Jesus’ love, trustworthiness, and faithfulness as a friend are so great, that he endured the betrayal, abandonment, and denial of his friends on his way to laying down his life for them
He willingly ate the salt brownie of forsakenness by his friends, and he did so for those very friends, for us
On the cross, he took upon himself the guilt and shame of sinners, so that we could be brought near in close, friendly relationship with God
And his work was proved effective when three days later he rose from the dead
Proving to the world that he is indeed the Ultimate Friend, whose earnest counsel is worth banking our lives upon, and who is strong enough to bear our heavy weights, including the heaviest weight we have, namely our sin and condemnation before God
Now, Jesus has ascended to the right hand of the Father and there he freely offers his friendship to all who will trust in Him.

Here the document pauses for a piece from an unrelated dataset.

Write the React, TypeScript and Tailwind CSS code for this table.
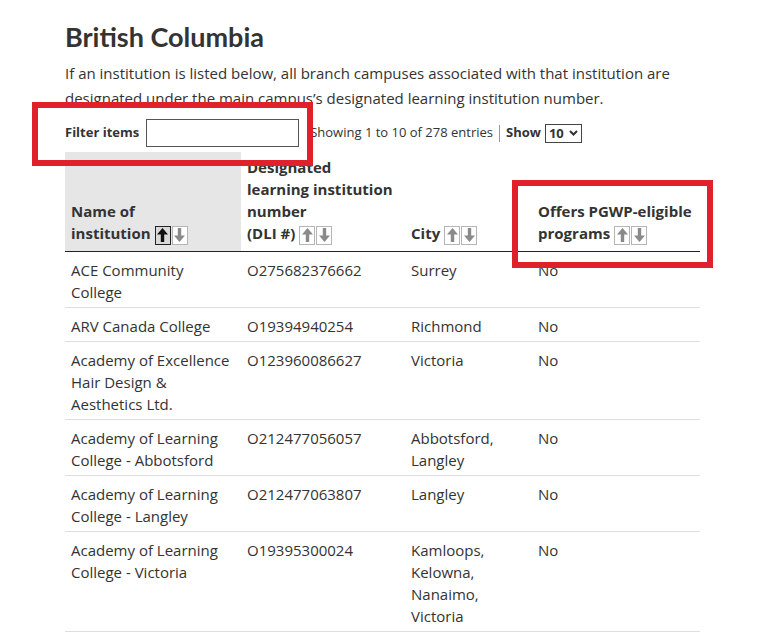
import React from "react";

function Arrow({ dir, color }: { dir: "up" | "down"; color: string }) {
  return (
    <svg width="11" height="14" viewBox="0 0 11 14" className={dir === "down" ? "rotate-180" : ""}>
      <path d="M5.5 0 L11 6.5 L7.2 6.5 L7.2 14 L3.8 14 L3.8 6.5 L0 6.5 Z" fill={color} />
    </svg>
  );
}

function SortButtons({ active }: { active?: boolean }) {
  return (
    <span className="inline-flex align-[-3px] ml-[4px] gap-[1px]">
      <span
        className={
          active
            ? "inline-flex items-center justify-center w-[16px] h-[19px] border border-[#222] bg-[#d9d9d9]"
            : "inline-flex items-center justify-center w-[16px] h-[19px] border border-[#b5b5b5] bg-white"
        }
      >
        <Arrow dir="up" color={active ? "#111" : "#8a8a8a"} />
      </span>
      <span className="inline-flex items-center justify-center w-[16px] h-[19px] border border-[#b5b5b5] bg-white">
        <Arrow dir="down" color="#8a8a8a" />
      </span>
    </span>
  );
}

const rows: string[][][] = [
  [["ACE Community", "College"], ["O275682376662"], ["Surrey"], ["No"]],
  [["ARV Canada College"], ["O19394940254"], ["Richmond"], ["No"]],
  [["Academy of Excellence", "Hair Design &", "Aesthetics Ltd."], ["O123960086627"], ["Victoria"], ["No"]],
  [["Academy of Learning", "College - Abbotsford"], ["O212477056057"], ["Abbotsford,", "Langley"], ["No"]],
  [["Academy of Learning", "College - Langley"], ["O212477063807"], ["Langley"], ["No"]],
  [["Academy of Learning", "College - Victoria"], ["O19395300024"], ["Kamloops,", "Kelowna,", "Nanaimo,", "Victoria"], ["No"]],
];

function Lines({ lines }: { lines: string[] }) {
  return (
    <>
      {lines.map((l, i) => (
        <React.Fragment key={i}>
          {i > 0 && <br />}
          {l}
        </React.Fragment>
      ))}
    </>
  );
}

export default function App() {
  return (
    <div className="relative min-h-[641px] bg-white text-[#333] font-['Open_Sans','Noto_Sans',sans-serif] pl-[65px] pt-[19px]">
      <h2 className="font-['Lato',sans-serif] font-bold text-[27px] leading-[36px] text-[#333]">British Columbia</h2>
      <p className="mt-[6px] text-[15px] leading-[25px] whitespace-nowrap">
        If an institution is listed below, all branch campuses associated with that institution are
        <br />
        designated under the main campus’s designated learning institution number.
      </p>
      <div className="mt-[8px] flex items-center h-[28px] text-[13px]">
        <label className="font-bold">Filter items</label>
        <input className="ml-[7px] w-[153px] h-[28px] border border-[#555] bg-white" />
        <span className="ml-[11px]">Showing 1 to 10 of 278 entries</span>
        <span className="mx-[6px] h-[17px] border-l border-[#999]"></span>
        <span className="font-bold">Show</span>
        <span className="ml-[4px] flex items-center gap-[5px] h-[19px] px-[3px] border border-[#444] font-bold text-[13px] leading-none">
          10
          <svg width="9" height="6" viewBox="0 0 9 6">
            <path d="M1 1 L4.5 4.5 L8 1" stroke="#333" strokeWidth="2" fill="none" />
          </svg>
        </span>
      </div>
      <table className="mt-[5px] table-fixed border-collapse w-[635px] text-[15px] leading-[22px]">
        <colgroup>
          <col className="w-[176px]" />
          <col className="w-[164px]" />
          <col className="w-[127px]" />
          <col className="w-[168px]" />
        </colgroup>
        <thead>
          <tr className="border-b border-[#222]">
            <th className="bg-[#e6e6e6] text-left align-bottom font-bold px-[6px] pt-[4px] pb-[6px]">
              Name of
              <br />
              institution
              <SortButtons active />
            </th>
            <th className="text-left align-bottom font-bold px-[6px] pt-[4px] pb-[6px] whitespace-nowrap">
              Designated
              <br />
              learning institution
              <br />
              number
              <br />
              (DLI #)
              <SortButtons />
            </th>
            <th className="text-left align-bottom font-bold px-[6px] pt-[4px] pb-[6px]">
              City
              <SortButtons />
            </th>
            <th className="text-left align-bottom font-bold px-[6px] pt-[4px] pb-[6px] whitespace-nowrap">
              Offers PGWP-eligible
              <br />
              programs
              <SortButtons />
            </th>
          </tr>
        </thead>
        <tbody>
          {rows.map((r, i) => (
            <tr key={i} className="border-b border-[#dedede]">
              {r.map((c, j) => (
                <td key={j} className="align-top px-[6px] pt-[7px] pb-[4px] whitespace-nowrap">
                  <Lines lines={c} />
                </td>
              ))}
            </tr>
          ))}
        </tbody>
      </table>
      <div className="absolute left-[32px] top-[102px] w-[281px] h-[64px] border-[6px] border-[#e0202b]"></div>
      <div className="absolute left-[512px] top-[180px] w-[201px] h-[88px] border-[6px] border-[#e0202b]"></div>
    </div>
  );
}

Have you taken him up on his offer?…
App. Gospel Appeal
App. Gospel Appeal
Have you turned from your sin, turned from your self-reliance, and trusted in Him as your Lord and Savior, who lived and died and rose again so that we can be saved?

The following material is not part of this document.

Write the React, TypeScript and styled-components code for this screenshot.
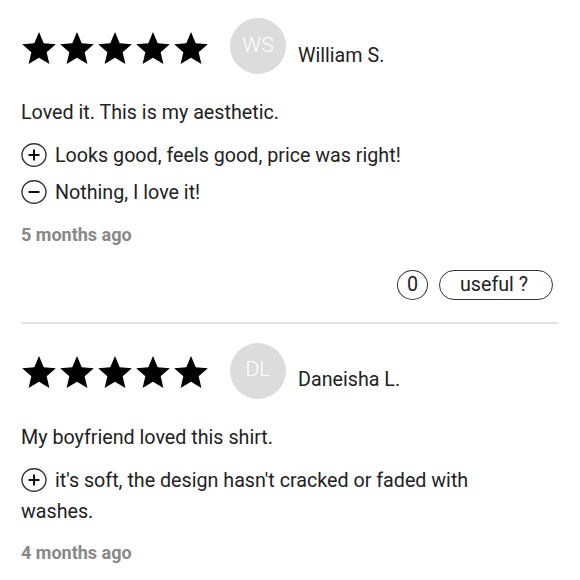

His earnest counsel to you and I from Matthew 11:28-30 is this…
28 Come to me, all who labor and are heavy laden, and I will give you rest. 29 Take my yoke upon you, and learn from me, for I am gentle and lowly in heart, and you will find rest for your souls. 30 For my yoke is easy, and my burden is light.”
Will you listen to Him, and respond by coming to him, and giving to him the heavy burden of your sin, so that you can enjoy life with him?
Come to Jesus this morning with empty hands of faith, receiving him as your Lord and Savior, and thus having him as your Friend forever.
Friendship with him is foundational to the friendship Proverbs 27 has called us to this morning
And for those of hear today who have come and found our rest in Jesus, we should be encouraged….
App. Be Encouraged by Jesus as your Friend to be a friend to others
App. Be Encouraged by Jesus as your Friend to be a friend to others
Our friendship with Jesus is what empowers our embrace of one another as friends
Because Jesus’ knows and love us, we are free to know and be known by others, to love and be loved by others.
Because our identity is secure in Him, he frees us from feeling like we need to be OK when we are NOT OK, and therefore to be honest and vulnerable with one another
Because he is abundant in patience, love, and forgiveness towards us, we are motivated to be earnest in our counsel towards others, in grace and truth, even when it is hard or uncomfortable
Because he does not forsake us in the midst of our sin and suffering, we are motivated to not forsake one another even when that requires great sacrifice on our part.
The friend that Jesus is to us is what empowers us to be friends to one another
So brothers and sisters, let’s…
Conclusion
Conclusion
MIM: Embrace friendship, because it is a key ingredient to enjoying the good life.
MIM: Embrace friendship, because it is a key ingredient to enjoying the good life.